To be done: Pull out every line below containing the word "this".

Stored data entries:
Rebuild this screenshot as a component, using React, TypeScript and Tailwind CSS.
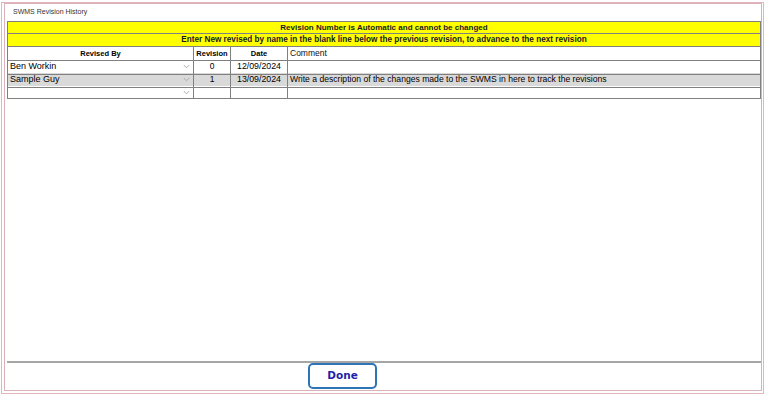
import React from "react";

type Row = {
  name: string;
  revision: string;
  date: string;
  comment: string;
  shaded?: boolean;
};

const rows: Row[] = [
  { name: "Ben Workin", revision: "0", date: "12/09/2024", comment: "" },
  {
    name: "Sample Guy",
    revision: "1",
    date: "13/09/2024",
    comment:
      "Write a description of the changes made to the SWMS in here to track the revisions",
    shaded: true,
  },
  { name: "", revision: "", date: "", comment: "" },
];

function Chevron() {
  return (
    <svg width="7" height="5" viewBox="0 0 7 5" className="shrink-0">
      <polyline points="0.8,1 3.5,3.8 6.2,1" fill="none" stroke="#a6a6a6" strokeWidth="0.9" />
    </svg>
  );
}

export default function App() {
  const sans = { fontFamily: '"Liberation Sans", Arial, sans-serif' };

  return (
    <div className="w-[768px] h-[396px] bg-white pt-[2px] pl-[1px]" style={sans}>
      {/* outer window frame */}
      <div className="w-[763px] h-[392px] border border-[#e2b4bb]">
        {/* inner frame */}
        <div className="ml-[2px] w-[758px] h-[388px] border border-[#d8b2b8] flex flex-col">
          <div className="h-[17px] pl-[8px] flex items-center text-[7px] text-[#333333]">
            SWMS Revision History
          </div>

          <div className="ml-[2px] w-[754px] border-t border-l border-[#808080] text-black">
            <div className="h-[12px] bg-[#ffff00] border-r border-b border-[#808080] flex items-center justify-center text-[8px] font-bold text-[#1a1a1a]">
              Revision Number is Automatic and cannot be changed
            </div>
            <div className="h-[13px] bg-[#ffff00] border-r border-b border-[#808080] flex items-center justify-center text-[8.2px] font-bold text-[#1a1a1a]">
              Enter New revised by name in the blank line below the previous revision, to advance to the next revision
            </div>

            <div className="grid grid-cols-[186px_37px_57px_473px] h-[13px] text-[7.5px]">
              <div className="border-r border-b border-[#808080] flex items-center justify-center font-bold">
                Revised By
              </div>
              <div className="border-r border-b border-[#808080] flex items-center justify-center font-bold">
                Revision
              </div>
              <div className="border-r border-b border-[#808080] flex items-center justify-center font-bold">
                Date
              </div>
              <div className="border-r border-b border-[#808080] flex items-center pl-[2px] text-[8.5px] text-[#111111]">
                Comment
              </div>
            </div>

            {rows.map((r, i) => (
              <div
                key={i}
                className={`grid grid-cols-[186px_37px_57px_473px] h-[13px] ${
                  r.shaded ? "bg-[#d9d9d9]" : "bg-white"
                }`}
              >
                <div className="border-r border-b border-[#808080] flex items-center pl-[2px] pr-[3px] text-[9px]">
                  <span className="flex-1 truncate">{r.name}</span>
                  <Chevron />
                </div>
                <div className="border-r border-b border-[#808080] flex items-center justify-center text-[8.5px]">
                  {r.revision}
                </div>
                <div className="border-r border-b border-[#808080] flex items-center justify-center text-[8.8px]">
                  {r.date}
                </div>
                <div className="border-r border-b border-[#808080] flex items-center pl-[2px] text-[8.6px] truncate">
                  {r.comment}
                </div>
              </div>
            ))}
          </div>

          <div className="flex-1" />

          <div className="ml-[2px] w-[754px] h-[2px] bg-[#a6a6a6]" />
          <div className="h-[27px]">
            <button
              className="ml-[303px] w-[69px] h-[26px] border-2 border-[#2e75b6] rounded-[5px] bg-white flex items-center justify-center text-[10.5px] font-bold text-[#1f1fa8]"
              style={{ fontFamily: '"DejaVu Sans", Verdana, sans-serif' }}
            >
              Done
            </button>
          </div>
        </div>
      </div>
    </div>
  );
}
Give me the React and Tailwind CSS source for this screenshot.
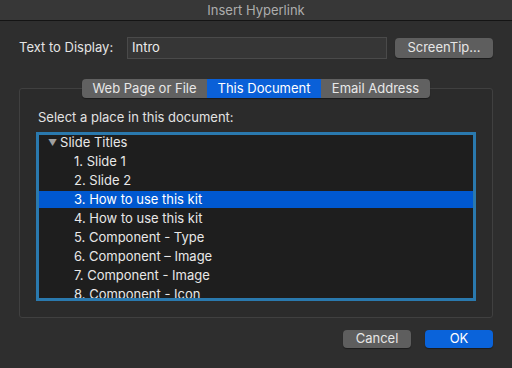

Expected output:
Rebuild this screenshot as a component, using React, TypeScript and Tailwind CSS.
Give me the React and Tailwind CSS source for this screenshot.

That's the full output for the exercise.